The Lighthouse Users Program
Crusson’s staged expansion model for early customers:
Band 1 — 10 customers. Known by name. The team knows them individually. Success criteria defined in advance (what does a successful alpha experience look like?). Engineers attend customer calls — this is how engineers become ‘product engineers’, developing intuition for user problems rather than just implementation.
Band 2 — 100 customers. Criteria agreed before expansion. Failure to meet Band 1 criteria means no expansion.
Band 3 — 1,000 customers. Pre-beta scale. At this point the product is learning from a genuinely diverse user base.
The safety funnel operates throughout: a hard cap on total users. The cost of a bad first experience compounds — users form a durable negative association with a new product, and reclaiming their attention is substantially harder than acquiring a new user. Better to have 10 delighted customers than 100 neutral ones.
Protecting the ugly baby: internal comms as shield
A new product in a large company is under continuous pressure from organisational processes designed for mature products: architecture reviews, legal review, marketing alignment, security review. Each is individually reasonable; collectively they kill new bets.
Crusson’s tactics for insulation:
Weekly Atlas updates. Atlassian’s internal project tool (Atlas) allowed weekly tweet-sized updates. Crusson published every week. Hundreds of people subscribed. The effect: the product became legible to the organisation without requiring anyone to read a research report.
Customer video snippets. Three-minute clips of customers discussing their problems and early reactions to the product, shared on Slack. No one reads a 30-page research report. Everyone watches a three-minute video of a real person describing a real frustration.

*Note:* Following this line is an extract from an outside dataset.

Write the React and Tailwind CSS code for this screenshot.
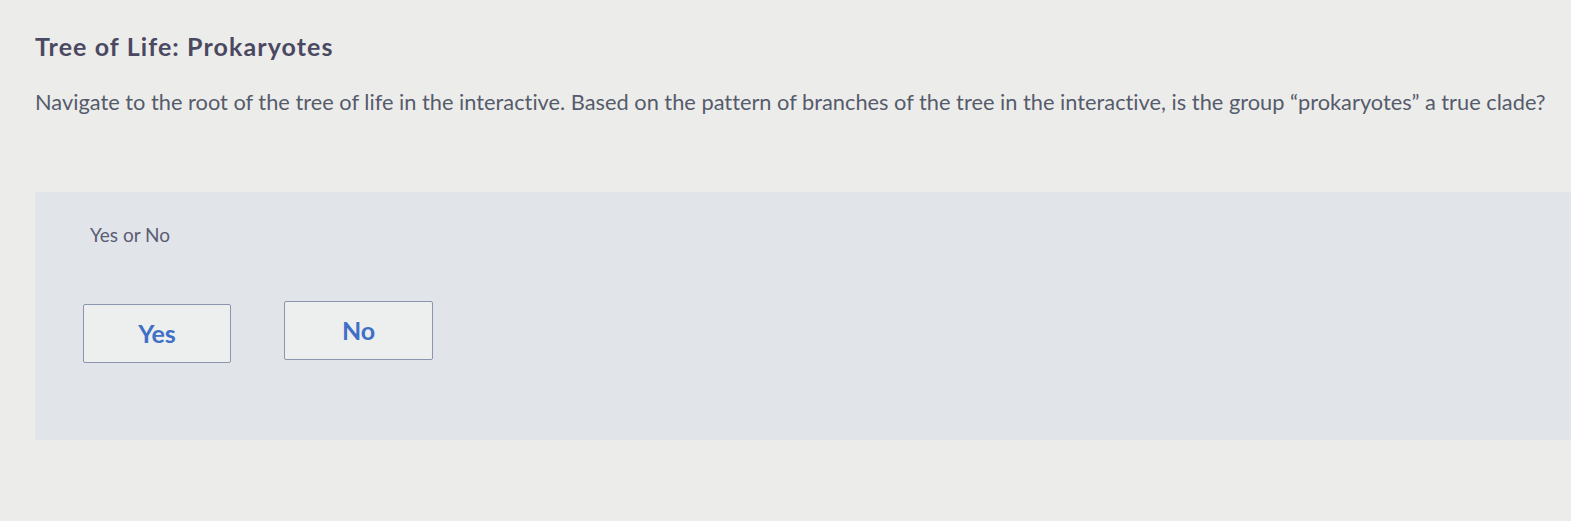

Demo cadence. During the alpha phase, a weekly product demo — sometimes saving a feature specifically to ensure a constant forward motion visible to the organisation.

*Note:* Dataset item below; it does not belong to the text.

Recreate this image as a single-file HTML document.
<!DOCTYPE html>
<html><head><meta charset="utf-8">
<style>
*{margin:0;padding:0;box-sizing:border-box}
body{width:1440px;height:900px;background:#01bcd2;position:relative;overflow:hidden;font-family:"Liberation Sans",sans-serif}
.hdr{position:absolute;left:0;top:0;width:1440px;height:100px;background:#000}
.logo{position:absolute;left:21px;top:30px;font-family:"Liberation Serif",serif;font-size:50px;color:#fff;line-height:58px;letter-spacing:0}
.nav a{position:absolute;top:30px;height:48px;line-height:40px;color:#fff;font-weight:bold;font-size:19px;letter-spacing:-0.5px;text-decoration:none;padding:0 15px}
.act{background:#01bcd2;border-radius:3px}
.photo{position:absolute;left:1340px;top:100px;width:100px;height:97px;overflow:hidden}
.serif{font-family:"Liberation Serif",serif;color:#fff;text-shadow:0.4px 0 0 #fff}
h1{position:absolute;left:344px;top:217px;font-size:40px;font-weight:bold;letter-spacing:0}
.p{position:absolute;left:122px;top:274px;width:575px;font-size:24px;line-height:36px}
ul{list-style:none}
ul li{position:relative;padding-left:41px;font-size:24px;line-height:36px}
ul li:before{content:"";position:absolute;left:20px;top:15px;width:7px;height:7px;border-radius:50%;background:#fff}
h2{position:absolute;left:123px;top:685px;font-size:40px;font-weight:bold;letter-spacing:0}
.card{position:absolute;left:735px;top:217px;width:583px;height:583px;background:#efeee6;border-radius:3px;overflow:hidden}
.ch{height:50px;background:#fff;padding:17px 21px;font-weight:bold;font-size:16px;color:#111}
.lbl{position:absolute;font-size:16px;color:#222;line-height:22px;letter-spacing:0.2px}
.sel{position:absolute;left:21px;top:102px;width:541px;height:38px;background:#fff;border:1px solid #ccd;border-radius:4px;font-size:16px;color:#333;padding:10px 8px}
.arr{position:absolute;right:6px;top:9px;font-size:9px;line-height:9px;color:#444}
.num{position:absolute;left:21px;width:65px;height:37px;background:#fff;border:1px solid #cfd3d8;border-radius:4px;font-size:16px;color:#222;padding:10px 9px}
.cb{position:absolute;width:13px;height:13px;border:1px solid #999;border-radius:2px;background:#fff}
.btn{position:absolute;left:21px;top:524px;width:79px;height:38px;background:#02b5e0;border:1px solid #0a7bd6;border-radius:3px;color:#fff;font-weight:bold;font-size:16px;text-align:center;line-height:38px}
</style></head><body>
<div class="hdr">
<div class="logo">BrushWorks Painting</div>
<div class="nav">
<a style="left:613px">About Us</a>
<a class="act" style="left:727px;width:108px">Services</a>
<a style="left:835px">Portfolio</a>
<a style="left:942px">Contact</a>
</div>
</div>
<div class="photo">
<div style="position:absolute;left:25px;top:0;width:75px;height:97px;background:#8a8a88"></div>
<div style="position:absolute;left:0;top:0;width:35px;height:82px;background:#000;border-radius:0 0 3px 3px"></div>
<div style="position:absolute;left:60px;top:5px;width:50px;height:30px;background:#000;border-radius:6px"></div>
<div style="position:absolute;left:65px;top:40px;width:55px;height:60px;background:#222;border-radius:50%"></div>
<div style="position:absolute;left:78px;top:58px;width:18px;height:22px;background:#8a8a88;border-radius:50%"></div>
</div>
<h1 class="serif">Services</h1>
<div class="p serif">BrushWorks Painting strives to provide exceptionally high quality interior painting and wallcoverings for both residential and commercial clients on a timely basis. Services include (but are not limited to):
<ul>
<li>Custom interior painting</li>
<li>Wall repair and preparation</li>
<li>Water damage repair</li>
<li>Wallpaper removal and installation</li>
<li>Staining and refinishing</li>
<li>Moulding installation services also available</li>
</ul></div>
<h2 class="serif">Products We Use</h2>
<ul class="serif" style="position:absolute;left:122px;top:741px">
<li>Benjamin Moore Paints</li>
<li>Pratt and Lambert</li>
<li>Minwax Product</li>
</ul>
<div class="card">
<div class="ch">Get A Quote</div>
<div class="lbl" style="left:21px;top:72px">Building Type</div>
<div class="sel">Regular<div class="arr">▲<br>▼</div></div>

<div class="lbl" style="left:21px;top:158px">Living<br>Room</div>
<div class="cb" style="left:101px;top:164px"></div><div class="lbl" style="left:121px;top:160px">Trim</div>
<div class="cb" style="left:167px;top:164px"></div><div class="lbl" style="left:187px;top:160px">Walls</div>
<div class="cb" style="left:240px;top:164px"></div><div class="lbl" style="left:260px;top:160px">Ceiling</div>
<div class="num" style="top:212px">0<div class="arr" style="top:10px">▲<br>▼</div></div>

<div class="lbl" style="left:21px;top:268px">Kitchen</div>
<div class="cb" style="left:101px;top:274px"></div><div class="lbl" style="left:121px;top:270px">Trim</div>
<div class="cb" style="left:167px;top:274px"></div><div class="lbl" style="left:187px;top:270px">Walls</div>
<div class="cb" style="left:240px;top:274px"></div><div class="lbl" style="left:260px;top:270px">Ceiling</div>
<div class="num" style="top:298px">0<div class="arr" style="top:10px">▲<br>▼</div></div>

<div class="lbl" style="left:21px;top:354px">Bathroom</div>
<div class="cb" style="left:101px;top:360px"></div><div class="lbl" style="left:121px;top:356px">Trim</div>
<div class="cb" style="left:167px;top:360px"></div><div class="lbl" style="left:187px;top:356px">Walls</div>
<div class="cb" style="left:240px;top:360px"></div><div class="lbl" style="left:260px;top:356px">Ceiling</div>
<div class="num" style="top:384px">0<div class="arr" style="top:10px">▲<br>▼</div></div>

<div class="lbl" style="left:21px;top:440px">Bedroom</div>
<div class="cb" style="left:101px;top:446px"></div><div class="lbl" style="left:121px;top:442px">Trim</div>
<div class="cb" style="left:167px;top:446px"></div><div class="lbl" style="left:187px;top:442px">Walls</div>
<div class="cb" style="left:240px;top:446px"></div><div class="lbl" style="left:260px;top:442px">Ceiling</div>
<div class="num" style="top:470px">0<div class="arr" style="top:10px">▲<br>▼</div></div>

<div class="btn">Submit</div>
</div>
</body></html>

The high-speed train frame. Crusson’s internal narrative: this thing is moving. No one wants to step in front of a fast-moving train. The effect is that the cost of opposing the bet rises relative to the cost of ignoring it or supporting it.
Failure framing. Deliberately communicate that the bet has perhaps a 70% chance of not existing in six months. This is not defeatism — it is a firebreak. Once a product is framed as possibly temporary, the organisation stops imposing permanent-product processes on it.
Why now is the hardest question
Many technically valid opportunities sit on shelves indefinitely because the urgency case is never made. Atlassian’s IT operations opportunity was enthusiastically received — the analysis was good, the market was real — but parked for a year because no one could articulate why Atlassian had to enter now rather than next year.
Crusson’s test: a strong pitch can answer the question “what happens if we don’t do this in the next 12 months?” A weak pitch cannot.
The why-now case requires identifying a specific window: a technology inflection, a competitive opening, a regulatory change, an adjacent product’s maturity creating a natural expansion. Without it, the correct decision from the approver’s perspective is always to defer.
Environmental fit
Crusson’s closing observation is deliberately un-heroic: some environments are not safe for this kind of work, and recognising that is not failure.
At Atlassian he found a company that rewarded rule-breaking within the right channels, tolerated ambiguity for long enough to let bets develop, and did not conflate headcount stability with job security. He had worked in banks and regulated industries where none of these conditions held and where pushing would have gone badly.
The advice: surround yourself with environments that bring out the best in you. Cynical environments permeate. He was cynical in a cynical place and decided deliberately not to be. Changing the environment was easier than sustaining a counter-culture against it.